Взрыва долго не было. Леха не вытерпел, решил, что огня мало, надо бы подбросить хвороста. Когда подбрасывал – рвануло. Это была первая смерть, которую я увидел воочию, и первые похороны, где был Леха с перевязанным выбитым глазом, но его уже не было.

Кто бы мог подумать, что вспоминать я буду Леху сейчас, когда уже седьмой десяток жизни начался? И не только вспоминать. Отпевать.

Их было четверо. Молодые ребята-саперы разминировали поле. Весна на носу, пахать и сеять надобно, а поля в смертельных «подарках». Прошлым летом гости непрошеные, убегая со злобой неудовлетворенной, все вокруг смертью напичкали. Как так случилось, что пропустили или не заметили они фугас, трудно сказать и определить. Трое погибли сразу, четвертый умер в больнице.

Отпевал одного из них и думал: Леха от ненужного мальчишеского геройства, от непонимания и незнания Бога погиб, – этот же сознательно, о нас думая, смертельным делом занимался. Но есть общее, без чего не было бы глупой давней смерти моего друга и сознательного подвига нашего прихожанина.

Это общее – война. Причина ее, как и всякого зла, – в сердце человеческом: «ибо из сердца исходят злые помыслы, убийства, прелюбодеяния, любодеяния, кражи, лжесвидетельства, хуления» (Мф. 15:19). Казалось бы, все ясно, понятно растолковано и всем известно, но почему же опять гремят взрывы, снова плачут матери, жены становятся вдовами, а дети сиротами?

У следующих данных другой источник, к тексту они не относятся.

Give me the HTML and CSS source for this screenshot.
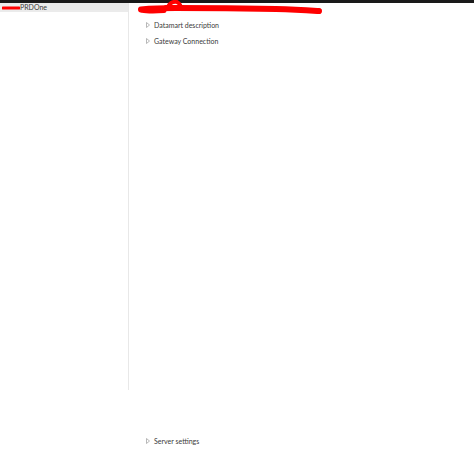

Всеобъемлющего ответа, наверное, я дать не смогу. Но то, что нынешний, юбилейный праздник Победы над войной приходится проводить в годы войны, главную причину имеет в том, что одни наследники Великой Отечественной ими и остались, а иные стали рабами чужой идеологии, чужой веры. Здесь даже аналогию можно привести: забвение церковного Предания рано или поздно приведет тебя в инославие или к откровенному безбожию, а забвение истории обязательно вернет то зло, которое, как многим думалось, было окончательно похоронено в 1945-м.